INSTRUCTION
Copy each line that contains the string "this".

Data extracted from a collection:
++++

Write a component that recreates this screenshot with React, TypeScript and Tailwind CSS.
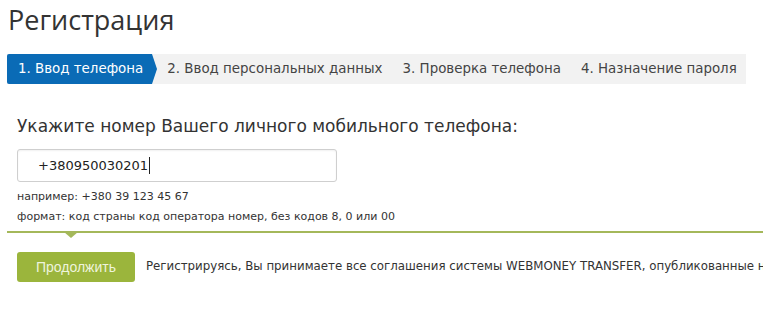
const steps = [
  '1. Ввод телефона',
  '2. Ввод персональных данных',
  '3. Проверка телефона',
  '4. Назначение пароля',
]

export default function App() {
  return (
    <div className="h-[314px] w-[763px] overflow-hidden bg-white font-['DejaVu_Sans',sans-serif] text-[#333]">
      <div className="w-[900px] pl-[7px]">
        <h1 className="pl-[1px] pt-[2px] font-['Open_Sans',sans-serif] text-[27px] leading-[36px] text-[#333]">
          Регистрация
        </h1>

        <div className="mt-[16px] flex h-[30px] w-[739px] items-center bg-[#f2f2f2] text-[13.4px]">
          {steps.map((step, i) =>
            i === 0 ? (
              <div key={step} className="relative flex h-full items-center rounded-l-[2px] bg-[#0a6bb6] pl-[11px] pr-[8px] text-white">
                {step}
                <svg className="absolute left-full top-0 h-[30px] w-[6px]" viewBox="0 0 6 30">
                  <polygon points="0,0 1,0 6,15 1,30 0,30" fill="#0a6bb6" />
                </svg>
              </div>
            ) : (
              <div key={step} className={`${i === 1 ? 'pl-[16px]' : 'pl-[20px]'} text-[#444]`}>
                {step}
              </div>
            )
          )}
        </div>

        <div className="pl-[10px]">
          <p className="mt-[31px] text-[17px] leading-[22px]">
            Укажите номер Вашего личного мобильного телефона:
          </p>
          <div className="mt-[12px] flex h-[33px] w-[320px] items-center rounded-[3px] border border-[#cfcfcf] pl-[20px] text-[13px] text-[#222] shadow-[inset_0_1px_2px_rgba(0,0,0,0.06)]">
            +380950030201
            <span className="ml-[1px] inline-block h-[17px] w-px bg-[#222]" />
          </div>
          <p className="mt-[8px] text-[11px] leading-[14px]">например: +380 39 123 45 67</p>
          <p className="mt-[6px] text-[11px] leading-[14px]">
            формат: код страны код оператора номер, без кодов 8, 0 или 00
          </p>
        </div>

        <div className="relative mt-[7px] h-[2px] w-[800px] bg-[#a4b85a]">
          <svg className="absolute left-[57px] top-[1px] h-[7px] w-[14px]" viewBox="0 0 14 7">
            <polygon points="0,0 14,0 7,6" fill="#a4b85a" />
          </svg>
        </div>

        <div className="mt-[19px] flex items-center gap-[11px] pl-[10px]">
          <button
            type="button"
            className="h-[30px] w-[118px] shrink-0 rounded-[3px] bg-[#9bb53c] font-['Liberation_Sans',sans-serif] text-[14px] text-[#eef4dc]"
          >
            Продолжить
          </button>
          <p className="whitespace-nowrap text-[11.8px]">
            Регистрируясь, Вы принимаете все соглашения системы WEBMONEY TRANSFER, опубликованные на сайте
          </p>
        </div>
      </div>
    </div>
  )
}
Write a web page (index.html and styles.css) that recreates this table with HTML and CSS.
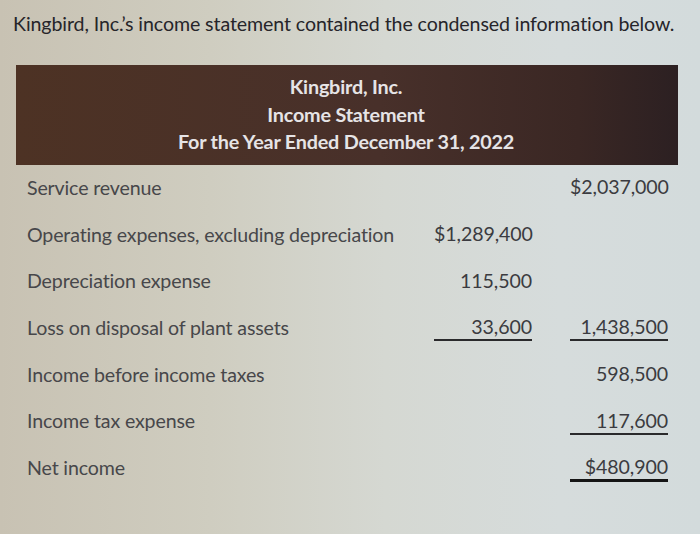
FILE: index.html
```html
<!DOCTYPE html>
<html lang="en">
<head>
<meta charset="utf-8">
<title>Kingbird, Inc. Income Statement</title>
<link rel="stylesheet" href="styles.css">
</head>
<body>
<main class="page">
  <p class="intro">Kingbird, Inc.’s income statement contained the condensed information below.</p>
  <header class="banner">
    <div>Kingbird, Inc.</div>
    <div>Income Statement</div>
    <div>For the Year Ended December 31, 2022</div>
  </header>
  <div class="statement">
    <div class="row">
      <span class="label">Service revenue</span>
      <span class="amt"></span>
      <span class="amt">$2,037,000</span>
    </div>
    <div class="row">
      <span class="label">Operating expenses, excluding depreciation</span>
      <span class="amt">$1,289,400</span>
      <span class="amt"></span>
    </div>
    <div class="row">
      <span class="label">Depreciation expense</span>
      <span class="amt">115,500</span>
      <span class="amt"></span>
    </div>
    <div class="row">
      <span class="label">Loss on disposal of plant assets</span>
      <span class="amt ul">33,600</span>
      <span class="amt ul">1,438,500</span>
    </div>
    <div class="row">
      <span class="label">Income before income taxes</span>
      <span class="amt"></span>
      <span class="amt">598,500</span>
    </div>
    <div class="row">
      <span class="label">Income tax expense</span>
      <span class="amt"></span>
      <span class="amt ul">117,600</span>
    </div>
    <div class="row">
      <span class="label">Net income</span>
      <span class="amt"></span>
      <span class="amt dul">$480,900</span>
    </div>
  </div>
</main>
</body>
</html>
```
FILE: styles.css
```css
html, body {
  margin: 0;
  padding: 0;
}
body {
  width: 700px;
  height: 534px;
  overflow: hidden;
  font-family: Lato, "Open Sans", "Liberation Sans", sans-serif;
  background: linear-gradient(90deg, #c8c2b3 0%, #cfcdc0 30%, #d5d8d2 55%, #d6dcdc 80%, #d3dbdc 100%);
  color: #3a3a3c;
}
.page {
  padding: 12px 22px 0 16px;
}
.intro {
  margin: 0 0 0 -3px;
  height: 53px;
  font-size: 19.6px;
  line-height: 24px;
  color: #26252a;
  letter-spacing: -0.1px;
  white-space: nowrap;
}
.banner {
  height: 100px;
  box-sizing: border-box;
  padding-top: 8px;
  background: linear-gradient(90deg, #4d3224 0%, #48302a 55%, #3a2724 85%, #2c2022 100%);
  color: #e6e4e6;
  font-weight: 700;
  font-size: 19.8px;
  line-height: 27.5px;
  text-align: center;
  letter-spacing: -0.2px;
  padding-right: 2px;
}
.statement {
  padding: 0 10px 0 11px;
}
.row {
  display: grid;
  grid-template-columns: 1fr 98px 98px;
  column-gap: 38px;
  align-items: center;
  height: 46.7px;
}
.label {
  font-size: 19.6px;
  color: #47474a;
  letter-spacing: -0.15px;
  white-space: nowrap;
  margin-top: -2px;
}
.amt {
  font-size: 19.6px;
  line-height: 20px;
  text-align: right;
  color: #3b3b40;
  letter-spacing: -0.1px;
  padding-bottom: 2px;
  border-bottom: 2px solid transparent;
  margin-top: 2px;
  white-space: nowrap;
}
.amt.ul {
  border-bottom-color: #2a2a2c;
}
.amt.dul {
  border-bottom: 3px solid #151515;
}
```
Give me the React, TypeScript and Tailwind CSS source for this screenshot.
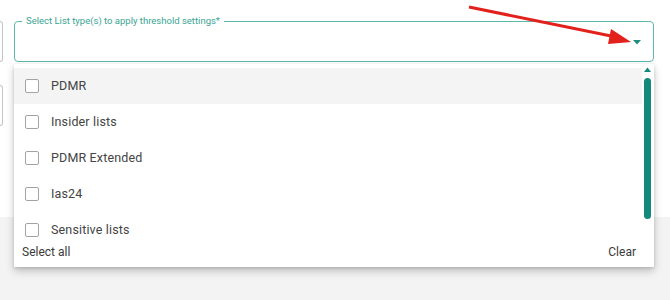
import React from "react";

const listTypes = ["PDMR", "Insider lists", "PDMR Extended", "Ias24", "Sensitive lists"];

const App: React.FC = () => {
  return (
    <div className="relative w-[670px] h-[300px] overflow-hidden bg-[#f3f3f3] font-['Roboto','Liberation_Sans',sans-serif]">
      {/* page card */}
      <div className="flex h-[217px] bg-white">
        <div className="flex w-[3px] flex-col gap-[23px] pt-[21px]">
          <div className="h-[41px] rounded-r-[4px] border border-l-0 border-[#c4c4c4]" />
          <div className="h-[41px] rounded-r-[4px] border border-l-0 border-[#c4c4c4]" />
        </div>
        <div className="ml-[11px] w-[640px]">
          <fieldset className="mt-[15px] h-[47px] rounded-[4px] border border-[#5db8ab] pl-[7px] pr-[12px]">
            <legend className="px-[4px] text-[9.5px] leading-[12px] text-[#3aa493]">
              Select List type(s) to apply threshold settings*
            </legend>
            <div className="flex h-[29px] items-center justify-end pt-[1px]">
              <svg width="8" height="5" viewBox="0 0 8 5">
                <path d="M0 0 L8 0 L4 4.5 Z" fill="#1f8e7f" />
              </svg>
            </div>
          </fieldset>
        </div>
      </div>

      {/* dropdown menu */}
      <div className="absolute left-[14px] top-[64px] flex h-[203px] w-[640px] flex-col bg-white shadow-[0_4px_8px_rgba(0,0,0,0.22),0_1px_3px_rgba(0,0,0,0.12)]">
        <div className="flex h-[176px] overflow-hidden">
          <ul className="flex-1 pt-[4px]">
            {listTypes.map((name, i) => (
              <li
                key={name}
                className={
                  "flex h-[36px] items-center pl-[11px] " + (i === 0 ? "bg-[#f4f4f4]" : "")
                }
              >
                <span className="h-[14px] w-[14px] rounded-[2px] border-[1.5px] border-[#a3a3a3] bg-white" />
                <span className="ml-[12px] text-[12.5px] tracking-[0.15px] text-[#444]">{name}</span>
              </li>
            ))}
          </ul>
          <div className="flex w-[12px] flex-col items-center pt-[3px] pr-[1px]">
            <svg width="7" height="5" viewBox="0 0 7 5">
              <path d="M0 5 L7 5 L3.5 0.5 Z" fill="#12897a" />
            </svg>
            <div className="mt-[6px] h-[141px] w-[7px] rounded-full bg-[#12897a]" />
          </div>
        </div>
        <div className="flex flex-1 items-center justify-between pl-[8px] pr-[18px] pb-[3px] text-[12px] text-[#3a3a3a]">
          <span>Select all</span>
          <span>Clear</span>
        </div>
      </div>

      {/* annotation arrow */}
      <svg className="pointer-events-none absolute left-0 top-0" width="670" height="300">
        <line x1="469" y1="7" x2="616" y2="37" stroke="#e3211c" strokeWidth="3" />
        <path d="M631 42 L611 29 L608 44 Z" fill="#e3211c" />
      </svg>
    </div>
  );
};

export default App;
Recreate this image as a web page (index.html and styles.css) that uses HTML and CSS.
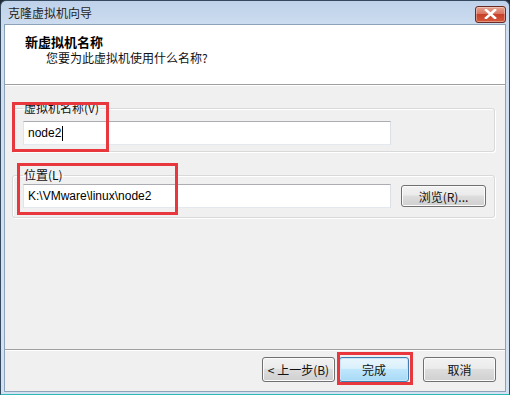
FILE: index.html
```html
<!DOCTYPE html>
<html lang="zh-CN">
<head>
<meta charset="utf-8">
<title>克隆虚拟机向导</title>
<link rel="stylesheet" href="styles.css">
</head>
<body>
<div class="window">
  <div class="titlebar">
    <span class="title">克隆虚拟机向导</span>
    <div class="close">
      <svg width="13" height="10" viewBox="0 0 13 10"><path d="M2 1 L11 9 M11 1 L2 9" stroke="#fff" stroke-width="2.6" stroke-linecap="square" fill="none"/></svg>
    </div>
  </div>
  <div class="client">
    <div class="header">
      <div class="h-title">新虚拟机名称</div>
      <div class="h-sub">您要为此虚拟机使用什么名称?</div>
    </div>
    <div class="content">
      <fieldset class="group g1">
        <legend>虚拟机名称(V)</legend>
        <div class="row">
          <div class="textbox">node2<span class="caret"></span></div>
        </div>
      </fieldset>
      <fieldset class="group g2">
        <legend>位置(L)</legend>
        <div class="row">
          <div class="textbox">K:\VMware\linux\node2</div>
          <div class="btn browse">浏览(R)...</div>
        </div>
      </fieldset>
    </div>
    <div class="footer">
      <div class="btn back">&lt; 上一步(B)</div>
      <div class="btn finish">完成</div>
      <div class="btn cancel">取消</div>
    </div>
  </div>
  <div class="mark m1"></div>
  <div class="mark m2"></div>
  <div class="mark m3"></div>
</div>
</body>
</html>
```
FILE: styles.css
```css
* { box-sizing: border-box; }
html, body { margin: 0; padding: 0; background: #1f2a36; }
body {
  font-family: "Noto Sans CJK SC", "Noto Sans", sans-serif;
  font-size: 12px;
  color: #000;
}
.window {
  position: relative;
  width: 510px;
  height: 395px;
  border: 1px solid #34485e;
  border-bottom-color: #2fb8b8;
  border-radius: 6px 6px 0 0;
  background: linear-gradient(#bfd2ea, #cfdff1 30px, #d3e2f2);
  display: flex;
  flex-direction: column;
}
.titlebar {
  height: 23px;
  display: flex;
  align-items: center;
  justify-content: space-between;
  padding: 0 3px 0 7px;
}
.title {
  font-size: 12px;
  line-height: 14px;
  color: #1e1e1e;
  margin-top: 1px;
}
.close {
  width: 31px;
  height: 17px;
  margin-top: 3px;
  border: 1px solid #6b2a22;
  border-radius: 3px;
  background: linear-gradient(#e8a493, #d97560 45%, #c6402a 50%, #d55a3a 100%);
  display: flex;
  align-items: center;
  justify-content: center;
  box-shadow: inset 0 0 0 1px rgba(255,255,255,0.35);
}
.client {
  flex: 1;
  margin: 0 3px 2px 3px;
  border: 1px solid #8da2ba;
  background: #f0f0f0;
  display: flex;
  flex-direction: column;
}
.header {
  height: 60px;
  background: #fff;
  border-bottom: 1px solid #a0a0a0;
  box-shadow: 0 1px 0 #fff;
  padding: 9px 0 0 20px;
}
.h-title {
  font-weight: bold;
  font-size: 13px;
  line-height: 16px;
}
.h-sub {
  margin-left: 21px;
  line-height: 16px;
  color: #111;
}
.content {
  flex: 1;
  padding: 16px 10px 0 7px;
  display: flex;
  flex-direction: column;
  gap: 16px;
}
.group {
  margin: 0;
  min-width: 0;
  border: 1px solid #d9d9d9;
  border-radius: 3px;
  box-shadow: inset 1px 1px 0 #fff, 1px 1px 0 #fff;
  padding: 6px 0 6px 10px;
}
.group.g2 { padding: 2px 0 9px 10px; }
.group legend {
  padding: 0 1px;
  margin-left: 0;
  line-height: 14px;
  font-size: 12px;
  color: #111;
}
.row {
  display: flex;
  align-items: center;
}
.textbox {
  width: 368px;
  height: 24px;
  background: #fff;
  border: 1px solid;
  border-color: #abadb3 #dbdfe6 #e3e9ef #e2e3ea;
  padding: 0 4px;
  display: flex;
  align-items: center;
  font-family: "Liberation Sans", Arial, sans-serif;
  font-size: 12px;
  color: #000;
}
.caret {
  display: inline-block;
  width: 1px;
  height: 15px;
  background: #000;
  margin-left: 1px;
}
.btn {
  height: 23px;
  border: 1px solid #707070;
  border-radius: 3px;
  background: linear-gradient(#f2f2f2, #ebebeb 45%, #dddddd 50%, #cfcfcf);
  box-shadow: inset 0 0 0 1px #fbfbfb;
  display: flex;
  align-items: center;
  justify-content: center;
  font-size: 12px;
  color: #111;
}
.browse {
  width: 85px;
  height: 22px;
  margin-left: 10px;
}
.footer {
  height: 42px;
  border-top: 1px solid #a0a0a0;
  box-shadow: inset 0 1px 0 #fff;
  display: flex;
  justify-content: flex-end;
  align-items: flex-start;
  padding: 7px 9px 0 0;
  gap: 4px;
}
.footer .btn { height: 25px; }
.back { width: 73px; }
.finish {
  width: 70px;
  border-color: #3c7fb1;
  background: linear-gradient(#eaf6fd, #d9f0fc 45%, #bee6fd 50%, #a7d9f5);
  box-shadow: inset 0 0 0 1px #c8e6f7;
}
.cancel { width: 73px; margin-left: 10px; }
.mark {
  position: absolute;
  border: 3px solid #e8383d;
}
.m1 { left: 11px; top: 101px; width: 97px; height: 50px; }
.m2 { left: 16px; top: 162px; width: 161px; height: 52px; }
.m3 { left: 336px; top: 351px; width: 76px; height: 33px; }
```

++++

RESULT OF THE EXERCISE
Write a component that recreates this screenshot with React, TypeScript and Tailwind CSS.
Write a web page (index.html and styles.css) that recreates this table with HTML and CSS.
Give me the React, TypeScript and Tailwind CSS source for this screenshot.
Recreate this image as a web page (index.html and styles.css) that uses HTML and CSS.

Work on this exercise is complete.